The role is controlled by 3 boolean variables (all set to true by default) and a dictionary of devices and their drivers:

  • configure_kernel – determines whether the kernel should be configured for DPDK usage (hugepages, CPU partitioning). WARNING: When set to true it is very likely to trigger a reboot of the host, unless all required configuration is already pre-set.
  • bind_drivers – determines whether the role should bind devices to their specified drivers.
  • set_ovs_dpdk – determines whether the role should initialize and configure OVS for DPDK usage.
  • pci_drivers – a dictionary of the PCI addresses of network interface cards as keys and drivers as values. An empty string represents the default Linux driver for the specified device. Non-DPDK compatible drivers may be set; However, NICs with such drivers will not be configured for OVS-DPDK usage and will not have their CPU isolated in multiple NUMA environments. PCI addresses can be retrieved via lshw -class network -businfo.
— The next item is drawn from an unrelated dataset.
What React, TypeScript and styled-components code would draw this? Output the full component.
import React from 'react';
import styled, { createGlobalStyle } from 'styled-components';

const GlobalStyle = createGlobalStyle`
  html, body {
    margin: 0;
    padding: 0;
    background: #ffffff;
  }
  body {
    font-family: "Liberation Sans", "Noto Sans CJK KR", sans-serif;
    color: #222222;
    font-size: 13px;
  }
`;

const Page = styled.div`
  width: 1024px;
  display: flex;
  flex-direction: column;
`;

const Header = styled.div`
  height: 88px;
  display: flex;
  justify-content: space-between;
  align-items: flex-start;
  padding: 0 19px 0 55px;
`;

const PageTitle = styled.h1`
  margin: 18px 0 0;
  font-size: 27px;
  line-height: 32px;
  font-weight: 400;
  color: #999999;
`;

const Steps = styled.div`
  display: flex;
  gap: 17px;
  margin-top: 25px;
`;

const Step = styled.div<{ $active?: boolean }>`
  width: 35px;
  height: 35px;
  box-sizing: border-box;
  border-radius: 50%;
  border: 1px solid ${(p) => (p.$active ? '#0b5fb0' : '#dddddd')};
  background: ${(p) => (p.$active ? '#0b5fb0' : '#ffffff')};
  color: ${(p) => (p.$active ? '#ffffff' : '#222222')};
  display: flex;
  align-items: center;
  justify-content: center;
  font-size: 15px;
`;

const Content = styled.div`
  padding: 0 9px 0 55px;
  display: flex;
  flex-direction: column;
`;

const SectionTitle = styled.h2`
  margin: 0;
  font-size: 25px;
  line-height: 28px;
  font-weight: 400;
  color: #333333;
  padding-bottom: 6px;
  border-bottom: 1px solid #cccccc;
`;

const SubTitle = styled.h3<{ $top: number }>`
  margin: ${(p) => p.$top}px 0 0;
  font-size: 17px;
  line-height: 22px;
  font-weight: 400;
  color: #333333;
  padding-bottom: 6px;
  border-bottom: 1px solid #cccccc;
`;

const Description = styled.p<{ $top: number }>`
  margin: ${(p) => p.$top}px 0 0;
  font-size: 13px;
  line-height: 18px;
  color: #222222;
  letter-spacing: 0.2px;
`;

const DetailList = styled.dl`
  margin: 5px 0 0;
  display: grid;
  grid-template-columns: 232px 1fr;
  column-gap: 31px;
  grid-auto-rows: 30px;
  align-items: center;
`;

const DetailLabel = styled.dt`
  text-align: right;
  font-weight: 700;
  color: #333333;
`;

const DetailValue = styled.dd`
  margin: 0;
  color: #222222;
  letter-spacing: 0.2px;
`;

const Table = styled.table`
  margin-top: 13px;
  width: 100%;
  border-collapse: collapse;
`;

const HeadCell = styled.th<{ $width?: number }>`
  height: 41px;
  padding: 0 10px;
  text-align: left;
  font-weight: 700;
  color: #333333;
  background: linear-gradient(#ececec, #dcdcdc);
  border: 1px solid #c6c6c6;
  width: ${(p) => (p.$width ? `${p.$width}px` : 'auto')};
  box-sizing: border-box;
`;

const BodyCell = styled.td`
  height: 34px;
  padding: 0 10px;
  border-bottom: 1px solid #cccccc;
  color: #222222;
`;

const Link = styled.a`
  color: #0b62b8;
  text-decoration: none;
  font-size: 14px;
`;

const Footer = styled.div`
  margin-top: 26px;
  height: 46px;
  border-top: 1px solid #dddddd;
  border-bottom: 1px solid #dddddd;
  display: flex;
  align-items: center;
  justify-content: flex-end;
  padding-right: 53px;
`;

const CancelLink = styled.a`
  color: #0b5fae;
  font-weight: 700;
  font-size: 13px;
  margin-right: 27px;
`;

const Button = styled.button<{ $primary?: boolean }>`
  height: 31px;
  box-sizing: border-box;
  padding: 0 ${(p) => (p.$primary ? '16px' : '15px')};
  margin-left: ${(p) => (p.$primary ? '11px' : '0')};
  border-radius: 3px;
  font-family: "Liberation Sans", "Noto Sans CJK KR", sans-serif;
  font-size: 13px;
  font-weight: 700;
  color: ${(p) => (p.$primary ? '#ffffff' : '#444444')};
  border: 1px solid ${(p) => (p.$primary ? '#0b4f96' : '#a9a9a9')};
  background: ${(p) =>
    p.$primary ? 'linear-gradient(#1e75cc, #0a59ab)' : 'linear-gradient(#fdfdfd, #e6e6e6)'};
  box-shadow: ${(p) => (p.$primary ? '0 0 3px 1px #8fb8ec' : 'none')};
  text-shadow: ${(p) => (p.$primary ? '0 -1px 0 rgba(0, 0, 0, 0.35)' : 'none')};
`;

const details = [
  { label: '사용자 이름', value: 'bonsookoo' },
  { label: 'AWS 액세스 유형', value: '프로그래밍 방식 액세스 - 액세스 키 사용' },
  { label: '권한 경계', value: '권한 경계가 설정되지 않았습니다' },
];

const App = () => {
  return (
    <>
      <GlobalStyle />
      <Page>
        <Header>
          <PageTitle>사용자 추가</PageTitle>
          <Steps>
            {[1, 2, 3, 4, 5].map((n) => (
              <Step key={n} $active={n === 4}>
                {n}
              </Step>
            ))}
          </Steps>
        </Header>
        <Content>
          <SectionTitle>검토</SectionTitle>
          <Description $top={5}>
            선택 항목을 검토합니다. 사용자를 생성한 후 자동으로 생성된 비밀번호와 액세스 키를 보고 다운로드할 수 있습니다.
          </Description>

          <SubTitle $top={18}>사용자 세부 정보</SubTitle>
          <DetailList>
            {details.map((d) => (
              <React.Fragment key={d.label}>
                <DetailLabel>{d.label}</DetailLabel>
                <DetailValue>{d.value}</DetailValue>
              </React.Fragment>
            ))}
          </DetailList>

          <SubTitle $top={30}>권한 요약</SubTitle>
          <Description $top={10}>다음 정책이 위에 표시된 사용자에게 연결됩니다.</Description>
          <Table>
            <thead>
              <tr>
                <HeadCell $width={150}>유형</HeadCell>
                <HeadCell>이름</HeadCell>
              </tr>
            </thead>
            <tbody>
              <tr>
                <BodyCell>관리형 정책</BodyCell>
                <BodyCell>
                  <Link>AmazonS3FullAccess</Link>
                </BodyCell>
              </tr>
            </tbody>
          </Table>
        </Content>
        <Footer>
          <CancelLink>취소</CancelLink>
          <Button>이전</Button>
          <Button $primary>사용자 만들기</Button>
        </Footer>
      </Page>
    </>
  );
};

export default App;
Additionally, there are several optional performance related variables:

  • pmd_threads_count – determines the number of PMD threads per NIC (default: 1).
  • nr_2mb_hugepages – determines the number of 2MB hugepages, if 2MB hugepages are to be used (default: 1024).
  • nr_1gb_hugepages – determines the number of 1GB hugepages, if 1GB hugepages are to be used (default: 4).
  • use_1gb_hugepages – determines whether 1GB hugepages should be used, where 1GB hugepages are supported (default: true).

For additional information, refer to the role's repository.

OVN Integration

DPDK in oVirt now leverages the capabilities of OVN in the form of an OVN localnet. This allows seamless connectivity across OVN networks, benefiting from OVN's software defined routers, switches, security groups, and ACL's.
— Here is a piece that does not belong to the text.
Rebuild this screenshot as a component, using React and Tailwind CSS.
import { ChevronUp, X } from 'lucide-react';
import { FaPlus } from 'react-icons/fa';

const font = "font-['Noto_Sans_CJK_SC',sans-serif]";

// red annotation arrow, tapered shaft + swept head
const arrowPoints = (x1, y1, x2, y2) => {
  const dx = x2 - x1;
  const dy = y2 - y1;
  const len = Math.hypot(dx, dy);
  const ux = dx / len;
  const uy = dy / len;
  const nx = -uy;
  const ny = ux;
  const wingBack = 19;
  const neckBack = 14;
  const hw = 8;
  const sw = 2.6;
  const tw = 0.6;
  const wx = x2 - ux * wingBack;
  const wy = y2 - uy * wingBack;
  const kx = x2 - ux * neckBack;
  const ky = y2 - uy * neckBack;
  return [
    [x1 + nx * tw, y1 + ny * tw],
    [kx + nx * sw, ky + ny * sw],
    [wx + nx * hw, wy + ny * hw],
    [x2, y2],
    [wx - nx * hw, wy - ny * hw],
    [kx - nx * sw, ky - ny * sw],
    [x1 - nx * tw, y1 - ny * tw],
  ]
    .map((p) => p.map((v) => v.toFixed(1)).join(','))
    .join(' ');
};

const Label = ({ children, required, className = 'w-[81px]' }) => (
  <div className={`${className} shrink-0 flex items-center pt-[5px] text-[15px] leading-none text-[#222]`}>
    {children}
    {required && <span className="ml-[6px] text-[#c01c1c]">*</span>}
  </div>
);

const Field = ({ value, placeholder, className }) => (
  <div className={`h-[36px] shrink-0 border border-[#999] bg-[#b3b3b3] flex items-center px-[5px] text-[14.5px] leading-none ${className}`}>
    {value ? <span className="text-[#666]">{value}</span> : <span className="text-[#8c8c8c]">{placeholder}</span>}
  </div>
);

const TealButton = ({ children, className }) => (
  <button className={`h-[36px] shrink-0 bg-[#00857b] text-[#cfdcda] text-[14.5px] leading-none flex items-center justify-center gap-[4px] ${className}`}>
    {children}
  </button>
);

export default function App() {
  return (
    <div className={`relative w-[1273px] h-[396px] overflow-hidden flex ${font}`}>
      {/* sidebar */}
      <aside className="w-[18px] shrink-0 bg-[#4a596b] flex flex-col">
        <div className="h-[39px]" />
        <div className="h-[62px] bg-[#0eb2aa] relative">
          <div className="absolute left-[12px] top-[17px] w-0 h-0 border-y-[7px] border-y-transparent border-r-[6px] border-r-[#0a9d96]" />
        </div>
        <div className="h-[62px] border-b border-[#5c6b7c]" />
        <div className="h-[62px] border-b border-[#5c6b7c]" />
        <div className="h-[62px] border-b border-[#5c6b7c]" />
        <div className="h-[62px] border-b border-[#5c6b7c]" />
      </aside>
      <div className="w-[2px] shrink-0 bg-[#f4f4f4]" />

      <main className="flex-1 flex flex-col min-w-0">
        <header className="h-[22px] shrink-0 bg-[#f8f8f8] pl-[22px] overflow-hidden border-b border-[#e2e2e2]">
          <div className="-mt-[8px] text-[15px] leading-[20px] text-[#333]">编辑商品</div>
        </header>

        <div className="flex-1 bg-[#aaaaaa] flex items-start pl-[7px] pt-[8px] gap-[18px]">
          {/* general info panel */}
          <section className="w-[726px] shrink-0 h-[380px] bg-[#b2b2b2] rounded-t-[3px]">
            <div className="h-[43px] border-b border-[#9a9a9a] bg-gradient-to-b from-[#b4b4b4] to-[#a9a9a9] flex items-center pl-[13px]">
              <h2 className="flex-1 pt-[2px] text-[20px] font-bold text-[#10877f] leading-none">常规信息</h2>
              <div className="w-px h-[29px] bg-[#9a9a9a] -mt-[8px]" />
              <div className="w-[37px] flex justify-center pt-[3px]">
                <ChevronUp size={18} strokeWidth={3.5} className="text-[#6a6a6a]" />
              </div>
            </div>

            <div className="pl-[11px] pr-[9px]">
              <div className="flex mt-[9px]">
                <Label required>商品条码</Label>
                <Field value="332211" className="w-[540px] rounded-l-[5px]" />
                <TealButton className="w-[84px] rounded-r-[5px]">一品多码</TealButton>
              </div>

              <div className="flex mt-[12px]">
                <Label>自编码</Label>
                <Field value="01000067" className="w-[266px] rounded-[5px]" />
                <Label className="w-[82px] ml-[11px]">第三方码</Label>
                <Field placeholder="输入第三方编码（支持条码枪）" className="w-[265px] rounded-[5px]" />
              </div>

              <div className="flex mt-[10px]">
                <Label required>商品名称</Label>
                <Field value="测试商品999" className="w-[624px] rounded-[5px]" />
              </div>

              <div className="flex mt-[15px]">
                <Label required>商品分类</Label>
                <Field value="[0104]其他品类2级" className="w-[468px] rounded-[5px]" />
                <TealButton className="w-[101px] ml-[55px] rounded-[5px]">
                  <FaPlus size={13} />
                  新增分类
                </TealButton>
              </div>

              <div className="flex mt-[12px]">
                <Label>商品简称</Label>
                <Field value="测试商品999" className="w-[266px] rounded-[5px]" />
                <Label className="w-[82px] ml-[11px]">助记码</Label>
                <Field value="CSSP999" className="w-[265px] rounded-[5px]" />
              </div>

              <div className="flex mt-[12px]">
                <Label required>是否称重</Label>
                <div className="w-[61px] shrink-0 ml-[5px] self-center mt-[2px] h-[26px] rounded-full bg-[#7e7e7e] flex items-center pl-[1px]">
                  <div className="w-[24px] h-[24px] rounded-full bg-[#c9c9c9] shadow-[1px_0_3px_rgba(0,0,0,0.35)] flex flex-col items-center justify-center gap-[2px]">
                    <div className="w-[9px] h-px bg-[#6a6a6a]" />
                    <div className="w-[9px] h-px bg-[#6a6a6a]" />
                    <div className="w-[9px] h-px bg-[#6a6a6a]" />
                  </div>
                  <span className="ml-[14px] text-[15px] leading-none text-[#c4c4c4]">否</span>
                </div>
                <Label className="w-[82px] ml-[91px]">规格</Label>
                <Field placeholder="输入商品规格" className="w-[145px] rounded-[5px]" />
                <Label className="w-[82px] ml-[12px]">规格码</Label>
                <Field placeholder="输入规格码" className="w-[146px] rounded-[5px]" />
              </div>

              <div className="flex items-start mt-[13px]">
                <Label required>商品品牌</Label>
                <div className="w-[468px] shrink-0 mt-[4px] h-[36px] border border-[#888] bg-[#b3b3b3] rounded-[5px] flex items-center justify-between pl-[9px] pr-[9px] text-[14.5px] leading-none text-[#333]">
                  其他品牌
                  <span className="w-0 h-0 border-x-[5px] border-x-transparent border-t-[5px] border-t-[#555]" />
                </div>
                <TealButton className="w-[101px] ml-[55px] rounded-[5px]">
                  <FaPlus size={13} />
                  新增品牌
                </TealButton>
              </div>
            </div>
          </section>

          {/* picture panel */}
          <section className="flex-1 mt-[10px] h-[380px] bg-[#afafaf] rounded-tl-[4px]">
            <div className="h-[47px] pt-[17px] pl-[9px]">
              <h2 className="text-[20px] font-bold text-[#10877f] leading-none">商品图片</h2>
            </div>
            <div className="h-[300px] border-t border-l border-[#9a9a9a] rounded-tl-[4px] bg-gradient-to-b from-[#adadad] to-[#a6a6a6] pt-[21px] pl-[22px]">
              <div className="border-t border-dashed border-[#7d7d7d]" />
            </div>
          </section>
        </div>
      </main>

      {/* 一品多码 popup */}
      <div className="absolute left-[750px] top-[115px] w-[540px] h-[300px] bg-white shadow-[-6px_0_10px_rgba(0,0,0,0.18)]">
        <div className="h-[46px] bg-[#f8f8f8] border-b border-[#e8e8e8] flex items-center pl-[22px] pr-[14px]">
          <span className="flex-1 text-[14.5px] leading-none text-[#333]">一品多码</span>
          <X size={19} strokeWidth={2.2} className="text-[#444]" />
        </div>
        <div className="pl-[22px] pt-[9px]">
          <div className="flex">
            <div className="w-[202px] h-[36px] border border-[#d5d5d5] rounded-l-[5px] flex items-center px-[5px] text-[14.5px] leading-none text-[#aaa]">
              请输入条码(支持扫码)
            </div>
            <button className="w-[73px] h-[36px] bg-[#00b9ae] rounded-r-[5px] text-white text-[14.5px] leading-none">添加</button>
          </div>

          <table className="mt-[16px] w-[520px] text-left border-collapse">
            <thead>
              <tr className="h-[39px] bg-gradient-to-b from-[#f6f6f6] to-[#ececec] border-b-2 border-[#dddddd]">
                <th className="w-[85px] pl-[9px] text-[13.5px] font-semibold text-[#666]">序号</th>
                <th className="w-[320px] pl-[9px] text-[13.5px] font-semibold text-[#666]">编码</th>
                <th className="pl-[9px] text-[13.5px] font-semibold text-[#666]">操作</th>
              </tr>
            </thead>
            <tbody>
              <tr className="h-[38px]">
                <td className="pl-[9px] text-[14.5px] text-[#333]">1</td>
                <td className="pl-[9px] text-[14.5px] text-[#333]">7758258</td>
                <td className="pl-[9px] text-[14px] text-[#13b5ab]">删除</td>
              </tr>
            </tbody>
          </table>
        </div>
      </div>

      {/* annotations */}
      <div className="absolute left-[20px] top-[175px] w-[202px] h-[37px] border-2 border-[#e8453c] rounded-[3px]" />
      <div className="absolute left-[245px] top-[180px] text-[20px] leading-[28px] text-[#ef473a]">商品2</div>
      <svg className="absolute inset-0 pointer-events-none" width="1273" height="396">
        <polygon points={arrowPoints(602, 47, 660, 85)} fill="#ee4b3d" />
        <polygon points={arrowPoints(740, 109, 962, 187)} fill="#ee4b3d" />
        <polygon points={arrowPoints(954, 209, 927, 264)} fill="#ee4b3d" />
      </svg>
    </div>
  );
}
For more information about OVN localnet integration in oVirt, refer to oVirt's Provider Physical Network RFE.

Usage in oVirt

  1. Install oVirt.dpdk-setup Ansible role via ansible-galaxy:

     # ansible-galaxy install oVirt.dpdk-setup
    
  2. Execute the role as described above.
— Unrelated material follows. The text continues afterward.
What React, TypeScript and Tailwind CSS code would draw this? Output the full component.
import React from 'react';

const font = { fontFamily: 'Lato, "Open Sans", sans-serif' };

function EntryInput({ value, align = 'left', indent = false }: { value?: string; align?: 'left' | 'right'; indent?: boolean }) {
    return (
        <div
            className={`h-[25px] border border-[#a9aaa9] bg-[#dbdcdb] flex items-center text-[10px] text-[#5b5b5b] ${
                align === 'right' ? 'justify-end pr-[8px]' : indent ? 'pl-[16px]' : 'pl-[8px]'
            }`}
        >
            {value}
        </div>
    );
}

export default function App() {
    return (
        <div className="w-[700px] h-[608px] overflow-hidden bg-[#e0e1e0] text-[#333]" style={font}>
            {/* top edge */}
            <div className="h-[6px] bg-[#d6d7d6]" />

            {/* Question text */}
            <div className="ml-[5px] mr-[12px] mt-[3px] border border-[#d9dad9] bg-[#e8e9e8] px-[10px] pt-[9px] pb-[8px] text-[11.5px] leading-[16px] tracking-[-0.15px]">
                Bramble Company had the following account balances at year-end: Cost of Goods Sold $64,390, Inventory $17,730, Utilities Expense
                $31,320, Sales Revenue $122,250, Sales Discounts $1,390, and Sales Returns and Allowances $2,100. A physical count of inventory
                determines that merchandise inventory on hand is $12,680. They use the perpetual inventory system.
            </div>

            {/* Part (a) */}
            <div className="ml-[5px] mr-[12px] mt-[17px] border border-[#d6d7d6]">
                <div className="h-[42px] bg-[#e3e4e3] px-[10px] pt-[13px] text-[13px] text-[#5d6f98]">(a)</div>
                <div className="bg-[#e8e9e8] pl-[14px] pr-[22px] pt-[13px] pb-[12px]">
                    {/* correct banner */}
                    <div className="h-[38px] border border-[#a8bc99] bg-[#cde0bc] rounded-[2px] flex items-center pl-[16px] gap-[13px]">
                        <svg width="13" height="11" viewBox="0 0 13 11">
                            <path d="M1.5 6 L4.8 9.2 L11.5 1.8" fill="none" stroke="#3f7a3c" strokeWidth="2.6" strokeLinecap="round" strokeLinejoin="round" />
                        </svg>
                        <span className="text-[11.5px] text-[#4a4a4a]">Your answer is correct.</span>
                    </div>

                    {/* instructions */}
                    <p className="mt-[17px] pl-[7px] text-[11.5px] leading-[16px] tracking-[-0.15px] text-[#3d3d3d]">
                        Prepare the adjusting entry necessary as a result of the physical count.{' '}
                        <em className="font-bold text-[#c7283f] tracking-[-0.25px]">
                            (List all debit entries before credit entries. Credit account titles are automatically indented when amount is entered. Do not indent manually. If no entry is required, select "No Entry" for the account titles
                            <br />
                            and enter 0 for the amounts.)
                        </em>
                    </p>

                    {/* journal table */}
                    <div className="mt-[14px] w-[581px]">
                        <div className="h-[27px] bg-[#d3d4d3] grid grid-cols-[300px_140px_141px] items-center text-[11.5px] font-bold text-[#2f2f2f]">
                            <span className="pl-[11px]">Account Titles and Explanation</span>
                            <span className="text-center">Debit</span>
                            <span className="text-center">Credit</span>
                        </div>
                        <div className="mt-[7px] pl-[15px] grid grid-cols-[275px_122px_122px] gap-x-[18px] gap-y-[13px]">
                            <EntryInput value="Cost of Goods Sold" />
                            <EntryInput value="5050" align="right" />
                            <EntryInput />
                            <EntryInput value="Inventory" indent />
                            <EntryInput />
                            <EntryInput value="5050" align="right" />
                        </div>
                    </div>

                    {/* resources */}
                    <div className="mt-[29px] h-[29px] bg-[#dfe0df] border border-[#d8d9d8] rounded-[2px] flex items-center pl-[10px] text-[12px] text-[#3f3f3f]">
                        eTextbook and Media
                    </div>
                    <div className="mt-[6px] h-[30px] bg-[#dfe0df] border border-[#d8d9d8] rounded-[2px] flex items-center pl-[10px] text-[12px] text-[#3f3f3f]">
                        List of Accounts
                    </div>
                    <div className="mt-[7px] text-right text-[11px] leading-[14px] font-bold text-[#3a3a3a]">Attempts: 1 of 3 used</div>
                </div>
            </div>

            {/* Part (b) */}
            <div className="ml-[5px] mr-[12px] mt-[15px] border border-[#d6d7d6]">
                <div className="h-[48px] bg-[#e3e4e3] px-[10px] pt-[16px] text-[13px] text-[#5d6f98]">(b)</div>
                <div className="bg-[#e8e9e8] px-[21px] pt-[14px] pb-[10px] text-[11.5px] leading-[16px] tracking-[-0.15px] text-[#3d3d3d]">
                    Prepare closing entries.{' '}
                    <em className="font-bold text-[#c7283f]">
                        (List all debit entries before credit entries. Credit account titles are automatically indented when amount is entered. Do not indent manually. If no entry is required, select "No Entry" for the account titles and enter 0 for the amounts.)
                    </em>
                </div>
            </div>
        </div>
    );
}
  3. Unless the host was already configured, the host will restart for kernel changes to be applied. After reboot, the following values are changed (if they are not, you may have incompatible hardware):

    • IOMMU: /sys/devices/virtual/iommu/<DMAR device>/devices/<PCI address> should exist. DMAR devices are typically annotated by dmar0, dmar1, and so forth.

    • hugepages: grep Huge /proc/meminfo should reflect the desired state as defined in the Ansible playbook (i.e. Hugepagesize and HugePages_Total)

    • CPU partitioning: based on the devices that are to be used with a DPDK compatible driver, CPUs should be partitioned separately between each NUMA node. Refer to lscpu to see live CPU NUMA separation information, e.g.: NUMA node1 CPU(s): 8-15

      Note: NICs using userspace drivers do not appear in the kernel; ip commands won't list devices using userspace drivers. in oVirt, such devices appear as dpdk0, dpdk1, and so forth.

  4. Create an oVirt network phys-net-demo on your data center and attach it to your cluster.

  5. Attach phys-net-demo to DPDK NICs accross your cluster.

  6. Create an external OVN network ext-net-demo, setting phys-net-demo as its physical network. This configuration between ext-net-demo and phys-net-demo will enable traffic between phys-net-demo (which DPDK's physical port is part of) and the rest of the ports present in OVN's ext-net-demo network.

  7. ext-net-demo vNic's may now be added to virtual machines. These vNics now share L2 connectivity with other remote ports in ext-net-demo via DPDK's NIC (and other local ports internally).

  8. Temporarily, SElinux needs to be set to permissive. This is due to an open bug where SElinux blocks the creation of a QEMU socket. Once the bug is resolved, this step should be skipped.

  9. Host to VM packets are transmitted and received on buffers allocated on shared hugepages memory. As such, virtual machines using DPDK based NIC's need to enable hugepage sharing; this is done by running VM's with custom properties:

    • Review engine custom properties:
      engine-config -g UserDefinedVMProperties
    • Add engine custom properties for hugepages support:
      engine-config -s "UserDefinedVMProperties=hugepages=^.*$;hugepages_shared=(true|false)
    • Restart engine for changes to take effect:
      systemctl restart ovirt-engine
    • In the VM run once menu dialog, add the following custom properties:
      hugepages_sharedtrue.
      hugepages – the number of hugepages to share.